Of all the forms of art in Japan, that of pottery is perhaps the best illustration of the Japanese feeling for individuality. Japanese porcelains do not show this as pottery does; porcelains often follow stereotyped shapes and patterns. But the two together go far in sustaining Japan's reputation as the cultural melting pot of the Orient.

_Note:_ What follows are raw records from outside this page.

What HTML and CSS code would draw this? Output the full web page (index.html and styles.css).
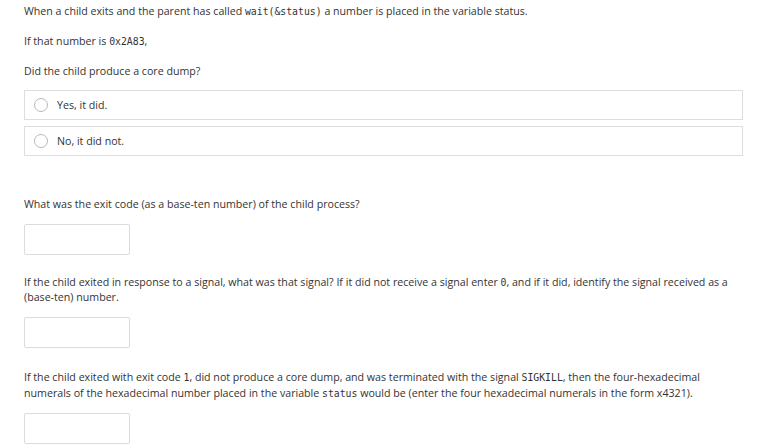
FILE: index.html
```html
<!DOCTYPE html>
<html>
<head>
<meta charset="utf-8">
<link rel="stylesheet" href="styles.css">
</head>
<body>
<div class="page">
  <p class="q">When a child exits and the parent has called <code>wait(&amp;status)</code> a number is placed in the variable status.</p>
  <p class="q">If that number is <code>0x2A83</code>,</p>
  <p class="q">Did the child produce a core dump?</p>
  <div class="answers">
    <label class="answer"><span class="radio"></span><span>Yes, it did.</span></label>
    <label class="answer"><span class="radio"></span><span>No, it did not.</span></label>
  </div>
  <p class="q q-gap">What was the exit code (as a base-ten number) of the child process?</p>
  <div class="input"></div>
  <p class="q q-gap2">If the child exited in response to a signal, what was that signal? If it did not receive a signal enter <code>0</code>, and if it did, identify the signal received as a (base-ten) number.</p>
  <div class="input"></div>
  <p class="q q-gap3">If the child exited with exit code <code>1</code>, did not produce a core dump, and was terminated with the signal <code>SIGKILL</code>, then the four-hexadecimal numerals of the hexadecimal number placed in the variable <code>status</code> would be (enter the four hexadecimal numerals in the form x4321).</p>
  <div class="input"></div>
</div>
</body>
</html>
```
FILE: styles.css
```css
html, body {
  margin: 0;
  padding: 0;
  background: #ffffff;
}
.page {
  width: 714px;
  padding: 4px 0 0 24px;
  font-family: "Open Sans", "Noto Sans", sans-serif;
  font-size: 10.65px;
  line-height: 15px;
  color: #333333;
}
.q {
  margin: 0 0 15px 0;
}
code {
  font-family: "DejaVu Sans Mono", "Liberation Mono", monospace;
  font-size: 9.8px;
  line-height: 1;
  color: #333333;
}
.answers {
  margin-top: -4px;
  display: flex;
  flex-direction: column;
  gap: 6px;
}
.answer {
  display: flex;
  align-items: center;
  gap: 9px;
  height: 28px;
  border: 1px solid #dedede;
  padding-left: 9px;
  margin-right: -5px;
}
.radio {
  width: 12px;
  height: 12px;
  border: 1px solid #b9b9b9;
  border-radius: 50%;
  background: #fff;
}
.q-gap {
  margin-top: 41px;
  margin-bottom: 12px;
}
.q-gap2 {
  margin-top: 20px;
  margin-bottom: 12px;
}
.q-gap3 {
  margin-top: 21px;
  margin-bottom: 12px;
  line-height: 16px;
}
.input {
  width: 104px;
  height: 29px;
  border: 1px solid #dcdcdc;
  border-radius: 2px;
  background: #fff;
}
```
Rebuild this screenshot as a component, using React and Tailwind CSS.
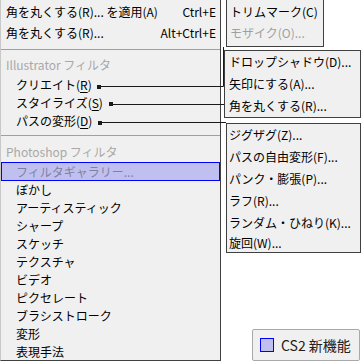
import React from 'react';

const font = "font-['Noto_Sans_CJK_JP','Liberation_Sans',sans-serif]";

const Key = ({ children }) => <span className="underline underline-offset-[2px]">{children}</span>;

const psItems = [
  'ぼかし',
  'アーティスティック',
  'シャープ',
  'スケッチ',
  'テクスチャ',
  'ビデオ',
  'ピクセレート',
  'ブラシストローク',
  '変形',
  '表現手法',
];

const distortItems = [
  'ジグザグ(Z)...',
  'パスの自由変形(F)...',
  'パンク・膨張(P)...',
  'ラフ(R)...',
  'ランダム・ひねり(K)...',
  '旋回(W)...',
];

const Connectors = () => (
  <svg
    className="pointer-events-none absolute left-0 top-0"
    width="361"
    height="361"
    viewBox="0 0 361 361"
  >
    <g fill="#1a1a1a" stroke="none">
      <rect x="97" y="85" width="4" height="4" />
      <rect x="109" y="102" width="4" height="4" />
      <rect x="98" y="121" width="4" height="4" />
    </g>
    <g fill="none" stroke="#1a1a1a" strokeWidth="1">
      <path d="M101 86.5 H223.5 V47" />
      <path d="M113 104.5 H224" />
      <path d="M102 122.5 H226" />
    </g>
  </svg>
);

export default function App() {
  return (
    <div className={`relative flex h-[361px] w-[361px] overflow-hidden bg-white text-[12px] leading-none text-black ${font}`}>
      {/* main filter menu */}
      <div className="h-[361px] w-[221px] shrink-0 overflow-hidden border-b border-l border-r border-b-[#404040] border-l-[#c8c8c8] border-r-[#404040] bg-[#f0f0f0]">
        <div className="flex h-[24px] items-center pl-[5px] pr-[4px]">
          <span>角を丸くする(R)... を適用(A)</span>
          <span className="ml-auto">Ctrl+E</span>
        </div>
        <div className="flex h-[18px] items-center pl-[5px] pr-[4px]">
          <span>角を丸くする(R)...</span>
          <span className="ml-auto">Alt+Ctrl+E</span>
        </div>
        <div className="h-[13px] pt-[7px]">
          <div className="border-t border-[#a0a0a0]" />
        </div>
        <div className="flex h-[21px] items-center pb-[2px] pl-[5px] text-[#a8a8a8]">Illustrator フィルタ</div>
        <div className="flex h-[18px] items-center pl-[15px]">
          クリエイト(<Key>R</Key>)
        </div>
        <div className="flex h-[18px] items-center pl-[15px]">
          スタイライズ(<Key>S</Key>)
        </div>
        <div className="flex h-[18px] items-center pl-[15px]">
          パスの変形(<Key>D</Key>)
        </div>
        <div className="h-[13px] pt-[5px]">
          <div className="border-t border-[#a0a0a0]" />
        </div>
        <div className="flex h-[19px] items-center pb-[1px] pl-[5px] text-[#a8a8a8]">Photoshop フィルタ</div>
        <div className="flex h-[19px] items-center border border-[#0000ff] bg-[#c0c0f0] pl-[14px] text-[#8080a0]">
          フィルタギャラリー...
        </div>
        {psItems.map((item) => (
          <div key={item} className="flex h-[18px] items-center pl-[15px]">
            {item}
          </div>
        ))}
      </div>

      {/* sub menus */}
      <div className="flex h-[361px] flex-1 flex-col">
        <div className="ml-[5px] h-[47px] w-[98px] border-b border-l border-r border-[#404040] bg-[#f0f0f0] pl-[3px]">
          <div className="flex h-[24px] items-center">トリムマーク(C)</div>
          <div className="flex h-[18px] items-center text-[#a0a0a0]">モザイク(O)...</div>
        </div>

        <div className="ml-[3px] mt-[3px] w-[137px] border border-[#404040] bg-[#f0f0f0] pl-[4px]">
          <div className="flex h-[22px] items-center">ドロップシャドウ(D)...</div>
          <div className="flex h-[22px] items-center">矢印にする(A)...</div>
          <div className="flex h-[22px] items-center">角を丸くする(R)...</div>
        </div>

        <div className="ml-[5px] mt-[5px] w-[135px] border border-[#404040] bg-[#f0f0f0] pl-[2px]">
          {distortItems.map((item, i) => (
            <div
              key={item}
              className={i === distortItems.length - 1 ? 'flex h-[18px] items-center' : 'flex h-[22px] items-center'}
            >
              {item}
            </div>
          ))}
        </div>

        <div className="mr-[1px] mt-auto flex h-[32px] w-[108px] items-center self-end rounded-[2px] border border-[#a8a8a8] bg-[#f0f0f0] pl-[7px]">
          <span className="h-[14px] w-[14px] shrink-0 border border-[#0000ff] bg-[#c0c0f0]" />
          <span className="ml-[7px] text-[14px] text-[#202020]">CS2 新機能</span>
        </div>
      </div>

      <Connectors />
    </div>
  );
}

Through her love for simplicity and naturalness, Japan has contributed much to the world's ceramic art. The nation, however, owes a great debt to older cultures, as this attractive and authoritative book points out. Four great culture waves swept over Japan's little islands, deeply influencing her ceramic art. The first was that of the T'ang dynasty (618-907) and the Sung dynasty (960-1126) of China, which brought with it the beautiful celadons, known as seiji in Japan, and three-color pottery (sansai). The Chinese were the greatest pottery makers in the world. From their glazed, hard-fired pottery there emerged the marvelous, white translucent porcelain, one of the wonders of the medieval world. From Korea, in the 16th century, came a crude form of porcelain, whitewares (hakuji), and under-glaze blue wares (sometsuke). The third cultural wave, about the middle of the 17th century, brought the Chinese art of the overglaze decoration on pottery. The fourth great influence was undoubtedly cultural, but was of doubtful artistic value, exerted by the demand for wares pleasing to the peoples of other countries. This was first felt early in the 17th century, spearheaded by Dutch traders, and then in the 20th century, following the demand by American merchants. This compreensive and profusely illustrated work tells how to distinguish Japanese porcelains from Chinese, and how to recognize modern reproductions of genuine old wares. It is completely indexed, contains a lenghlty bibliography, and lists Chinese dates important in any discussion of Oriental ceramics. Crammed with information on the history, esthetics, and technical aspects of the ceramics of Japan and the Orient, the book is an invaluable guide to scholars, collectors, and dealers. It is, in fact, a work of art in itself.;"So much misinformation has been bruited about concerning Oriental ceramics that an authoritative volume of this sort is indeed a welcome one.This book represents a work of fine scholarship." review by the Antiques Journal.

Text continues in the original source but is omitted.